Chad Kellogg, an elite alpinist who climbed some of the world’s highest and most challenging peaks — charging up mountains and breaking records for the fastest ascents — was killed Feb. 14 while descending Mt. Fitz Roy, a prominent peak in the Patagonia region of Argentina. He was 42.

Kellogg, a Seattle resident, and his climbing partner Jens Holsten, of Leavenworth, Wash., had successfully summited the 11,000-foot mountain and were hanging together from a preestablished anchor when a rock fell, striking Kellogg and killing him instantly.

Word of his death shocked those in the mountaineering community.

“Chad had unbelievable drive beyond most high-level athletes,” said his friend and fellow climber Gordon Janow, of Alpine Ascents International, a Seattle-based company that provides mountaineering instruction and leads expeditions. “He was dedicated to the sport and lived to be in the mountains.

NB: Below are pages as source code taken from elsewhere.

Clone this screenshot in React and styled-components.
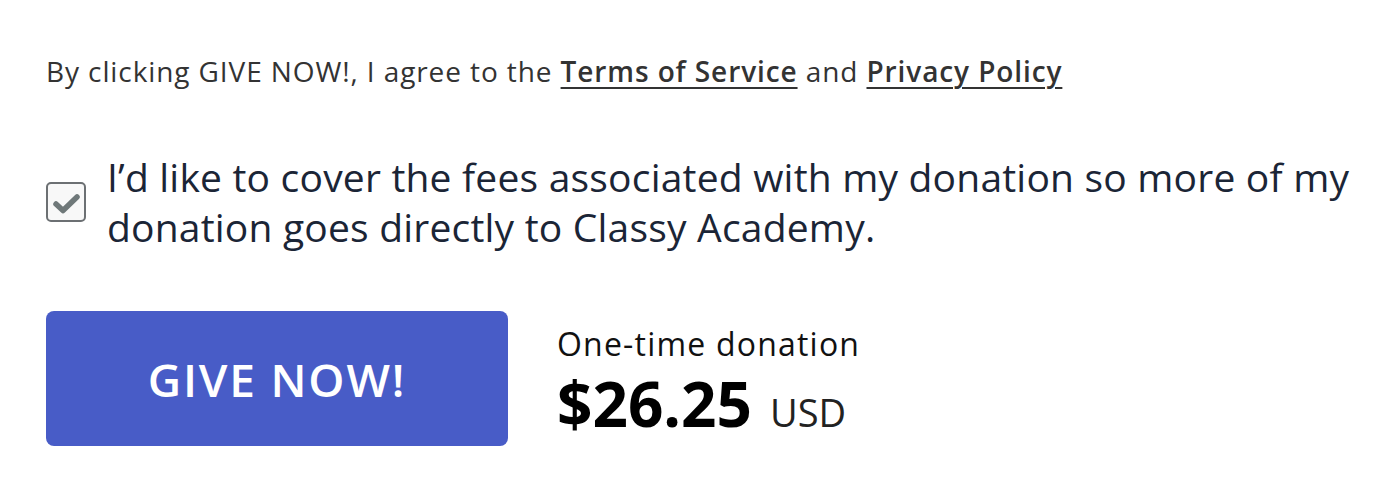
import React from 'react'
import styled, { createGlobalStyle } from 'styled-components'

const Global = createGlobalStyle`
  body {
    margin: 0;
    background: #fff;
    font-family: "Open Sans", "Noto Sans", sans-serif;
  }
`

const Page = styled.div`
  padding: 49px 30px 0 46px;
  display: flex;
  flex-direction: column;
`

const Terms = styled.p`
  margin: 0;
  font-size: 28px;
  line-height: 44px;
  letter-spacing: 0.9px;
  color: #333;
`

const TermsLink = styled.a`
  color: #333;
  font-weight: 600;
  text-decoration: underline;
  text-decoration-thickness: 2px;
  text-underline-offset: 5px;
`

const FeeRow = styled.label`
  display: flex;
  align-items: center;
  gap: 21px;
  margin-top: 59px;
`

const Box = styled.span`
  flex: none;
  width: 40px;
  height: 40px;
  box-sizing: border-box;
  border: 2px solid #6c7073;
  border-radius: 5px;
  background: #f8f8f8;
  display: flex;
`

const FeeText = styled.span`
  font-size: 39px;
  line-height: 50px;
  letter-spacing: 0.2px;
  color: #1b2536;
`

const Footer = styled.div`
  display: flex;
  align-items: center;
  gap: 49px;
  margin-top: 58px;
`

const GiveButton = styled.button`
  flex: none;
  width: 462px;
  height: 135px;
  border: none;
  border-radius: 8px;
  background: #485cc7;
  color: #fff;
  font-family: inherit;
  font-size: 46px;
  font-weight: 600;
  letter-spacing: 1.8px;
`

const Summary = styled.div`
  display: flex;
  flex-direction: column;
  padding-top: 14px;
`

const Kind = styled.span`
  font-size: 32px;
  line-height: 40px;
  letter-spacing: 1.2px;
  color: #111;
`

const Amount = styled.span`
  margin-top: 4px;
  font-size: 62px;
  font-weight: 700;
  line-height: 70px;
  color: #000;
`

const Currency = styled.span`
  font-size: 38px;
  font-weight: 400;
  color: #222;
  margin-left: 18px;
`

const Check = () => (
  <svg width="36" height="36" viewBox="0 0 36 36">
    <path d="M8 20 L15 26.5 L29 13" fill="none" stroke="#6f7879" strokeWidth="5.5" strokeLinecap="round" strokeLinejoin="round" />
  </svg>
)

export default function App() {
  return (
    <>
      <Global />
      <Page>
        <Terms>
          By clicking GIVE NOW!, I agree to the <TermsLink>Terms of Service</TermsLink> and{' '}
          <TermsLink>Privacy Policy</TermsLink>
        </Terms>
        <FeeRow>
          <Box><Check /></Box>
          <FeeText>
            I’d like to cover the fees associated with my donation so more of my donation goes directly to Classy Academy.
          </FeeText>
        </FeeRow>
        <Footer>
          <GiveButton>GIVE NOW!</GiveButton>
          <Summary>
            <Kind>One-time donation</Kind>
            <Amount>$26.25<Currency>USD</Currency></Amount>
          </Summary>
        </Footer>
      </Page>
    </>
  )
}
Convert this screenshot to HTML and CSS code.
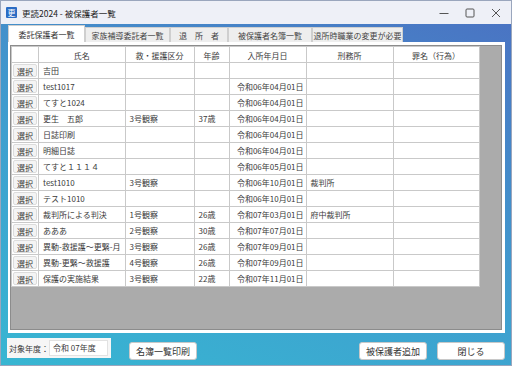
FILE: index.html
```html
<!DOCTYPE html>
<html lang="ja">
<head>
    <meta charset="UTF-8">
    <title>更読2024 - 被保護者一覧</title>
    <link rel="stylesheet" href="styles.css">
</head>
<body>
    <div class="window">
        <div class="titlebar">
            <span class="app-icon">更</span>
            <span class="title">更読2024 - 被保護者一覧</span>
            <div class="controls">
                <svg width="10" height="10" viewBox="0 0 10 10"><path d="M0.5 5.5h9" stroke="#555" stroke-width="1"/></svg>
                <svg width="10" height="10" viewBox="0 0 10 10"><rect x="1" y="1" width="8" height="8" rx="1" fill="none" stroke="#555" stroke-width="1"/></svg>
                <svg width="10" height="10" viewBox="0 0 10 10"><path d="M1 1l8 8M9 1l-8 8" stroke="#555" stroke-width="1"/></svg>
            </div>
        </div>

        <div class="main">
            <div class="tabs">
                <div class="tab active t1">委託保護者一覧</div>
                <div class="tab t2">家族補導委託者一覧</div>
                <div class="tab t3">退　所　者</div>
                <div class="tab t4">被保護者名簿一覧</div>
                <div class="tab t5">退所時職業の変更が必要</div>
            </div>

            <div class="panel">
                <div class="grid">
                    <table>
                        <thead>
                            <tr>
                                <th class="c-btn"></th>
                                <th class="c-name">氏名</th>
                                <th class="c-kind">救・援護区分</th>
                                <th class="c-age">年齢</th>
                                <th class="c-date">入所年月日</th>
                                <th class="c-prison">刑務所</th>
                                <th class="c-crime">罪名（行為）</th>
                            </tr>
                        </thead>
                        <tbody id="rows"></tbody>
                    </table>
                </div>
            </div>

            <div class="footer">
                <div class="year-box">
                    <span class="year-label">対象年度：</span>
                    <span class="year-input">令和 07年度</span>
                </div>
                <button class="btn print">名簿一覧印刷</button>
                <div class="spacer"></div>
                <button class="btn add">被保護者追加</button>
                <button class="btn close">閉じる</button>
            </div>
        </div>
    </div>

    <script>
        // name, kind, age, date, prison
        const people = [
            ["吉田", "", "", "", ""],
            ["test1017", "", "", "令和06年04月01日", ""],
            ["てすと1024", "", "", "令和06年04月01日", ""],
            ["更生　五郎", "3号観察", "37歳", "令和06年04月01日", ""],
            ["日誌印刷", "", "", "令和06年04月01日", ""],
            ["明細日誌", "", "", "令和06年04月01日", ""],
            ["てすと１１１４", "", "", "令和06年05月01日", ""],
            ["test1010", "3号観察", "", "令和06年10月01日", "裁判所"],
            ["テスト1010", "", "", "令和06年10月01日", ""],
            ["裁判所による判決", "1号観察", "26歳", "令和07年03月01日", "府中裁判所"],
            ["あああ", "2号観察", "30歳", "令和07年07月01日", ""],
            ["異動-救援護～更緊-月", "3号観察", "26歳", "令和07年09月01日", ""],
            ["異動-更緊～救援護", "4号観察", "26歳", "令和07年09月01日", ""],
            ["保護の実施結果", "3号観察", "22歳", "令和07年11月01日", ""]
        ];

        const tbody = document.getElementById('rows');
        people.forEach(p => {
            const tr = document.createElement('tr');
            tr.innerHTML =
                '<td class="c-btn"><span class="pick">選択</span></td>' +
                '<td>' + p[0] + '</td>' +
                '<td>' + p[1] + '</td>' +
                '<td>' + p[2] + '</td>' +
                '<td class="right">' + p[3] + '</td>' +
                '<td>' + p[4] + '</td>' +
                '<td></td>';
            tbody.appendChild(tr);
        });
    </script>
</body>
</html>
```

FILE: styles.css
```css
body {
    margin: 0;
    padding: 0;
    font-family: 'Noto Sans CJK JP', 'Noto Sans', sans-serif;
    color: #3a3a3a;
}

.window {
    width: 512px;
    height: 366px;
    display: flex;
    flex-direction: column;
    overflow: hidden;
    box-sizing: border-box;
    border: 1px solid #9aa6bd;
}

.titlebar {
    height: 23px;
    flex: none;
    display: flex;
    align-items: center;
    background: #eef0f7;
    padding-left: 5px;
}

.app-icon {
    width: 11px;
    height: 11px;
    background: #2b6cc4;
    color: white;
    font-size: 8px;
    line-height: 11px;
    text-align: center;
    border-radius: 1px;
    margin-right: 5px;
}

.title {
    font-size: 8.5px;
    color: #222;
}

.controls {
    margin-left: auto;
    display: flex;
    gap: 16px;
    padding-right: 10px;
}

.main {
    flex: 1;
    display: flex;
    flex-direction: column;
    background: linear-gradient(20deg, #37b6d2 0%, #3f9fcf 45%, #4a74c3 100%);
    padding: 1px 6px 0 7px;
}

.tabs {
    display: flex;
    height: 17px;
    align-items: flex-end;
}

.tab {
    height: 15px;
    font-size: 8px;
    line-height: 15px;
    text-align: center;
    background: #eeeeee;
    border: 1px solid #cfcfcf;
    border-bottom: none;
    box-sizing: border-box;
    color: #444;
}

.tab.active {
    height: 17px;
    line-height: 17px;
    background: #ffffff;
    color: #333;
}

.t1 { width: 77px; }
.t2 { width: 85px; }
.t3 { width: 58px; }
.t4 { width: 84px; }
.t5 { width: 91px; }

.panel {
    height: 291px;
    background: #ffffff;
    padding: 3px 3px 3px 2px;
    box-sizing: border-box;
}

.grid {
    height: 100%;
    background: #ababab;
    border: 1px solid #8c8c8c;
    box-sizing: border-box;
    overflow: hidden;
}

table {
    border-collapse: collapse;
    table-layout: fixed;
    font-size: 8px;
    background: #ffffff;
}

th, td {
    height: 16px;
    border: 1px solid #c9c9c9;
    padding: 0 4px;
    white-space: nowrap;
    overflow: hidden;
    box-sizing: border-box;
}

th {
    font-weight: normal;
    text-align: center;
    padding-top: 1px;
}

td.right {
    text-align: right;
    padding-right: 2px;
}

.c-btn { width: 27px; padding: 0; }
.c-name { width: 86px; }
.c-kind { width: 69px; }
.c-age { width: 35px; }
.c-date { width: 77px; }
.c-prison { width: 87px; }
.c-crime { width: 86px; }

.pick {
    display: block;
    margin: 1px;
    height: 13px;
    line-height: 13px;
    text-align: center;
    background: #f4f4f4;
    border: 1px solid #dcdcdc;
    border-radius: 2px;
    box-sizing: border-box;
    font-size: 8px;
}

.footer {
    flex: 1;
    display: flex;
    align-items: flex-start;
    padding-top: 5px;
}

.year-box {
    display: flex;
    align-items: center;
    background: #f6f6f6;
    padding: 2px 3px 2px 2px;
    width: 99px;
    height: 16px;
    margin-left: -1px;
}

.year-label {
    font-size: 8px;
    width: 40px;
}

.year-input {
    flex: 1;
    background: #ffffff;
    border: 1px solid #e2e2e2;
    height: 14px;
    line-height: 14px;
    font-size: 8px;
    padding-left: 3px;
}

.btn {
    font-family: inherit;
    font-size: 9px;
    height: 18px;
    width: 68px;
    margin-top: 4px;
    background: #ffffff;
    border: 1px solid #c8c8c8;
    border-radius: 3px;
    color: #333;
    padding: 0;
}

.btn.print {
    margin-left: 18px;
}

.btn.close {
    margin-left: 10px;
}

.spacer {
    flex: 1;
}
```
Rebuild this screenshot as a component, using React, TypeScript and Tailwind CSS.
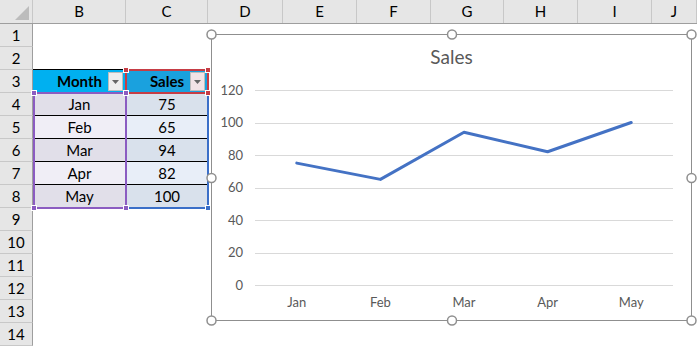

“The amount of training, persistence and wherewithal it takes to do what Chad does puts him in a class with 0.01% of the climbing population.”

Kellogg once held the record for the fastest ascent-descent of Mt. Rainier — a climb he had made numerous times — going up and down in just under five hours. The record has since been surpassed.

Over the years, Kellogg had amassed an impressive record, scaling previously unclimbed mountains in remote parts of the world.

In 2003, he entered his first speed-climbing contest, on a mountain in Kazakhstan, where he took home a gold medal. And Kellogg still holds the record for the fastest round-trip climb at 23 hours and 55 minutes of Mt. McKinley’s West Buttress route in Alaska.


But Mt. Everest eluded him.

Three times he set out to break the speed record on the world’s highest mountain — alone and without oxygen, something few climbers attempt. He never summited the 29,029-foot mountain and planned to try again next year.

A native of Washington state, Kellogg was born in 1971. From age 18 months to age 8, Kellogg and his family lived in Kenya, where Kellogg’s father and mother, Ric and Peggy Kellogg, served as missionaries.

Their son loved to climb the trees there, keeping an eye out for poisonous snakes, Ric Kellogg recalled. He also loved diving and snorkeling when the family went to the beach.

Chad Kellogg caught the climbing bug in his early teens after the family moved back to the Seattle area, honing his skills on the mountains of the Pacific Northwest.

“He was always adventurous,” his father said.

Kellogg had turned to climbing after his goal of becoming an Olympic luge racer ended.

But his success on the slopes of mountains came against tremendous loss in his personal life.


On his 2010 attempt to summit Everest, he had planned to spread the ashes of his wife, Lara Bitenieks Kellogg, who had died three years earlier in a fall from Mt. Wake in Alaska’s Denali National Park.

Kellogg had received word of her death in a phone call while climbing an unclimbed peak in remote China. Less than a month after he buried his wife, he was diagnosed with colon cancer.

More recently, he lost his only brother, two uncles, an aunt and grandparents — all while he was on climbing expeditions, according to his uncle, Brent Kellogg.

Besides his parents, Kellogg is survived by his partner, Mandy Kraus of Seattle.

Turnbull writes for the Seattle Times and McClatchy Newspapers.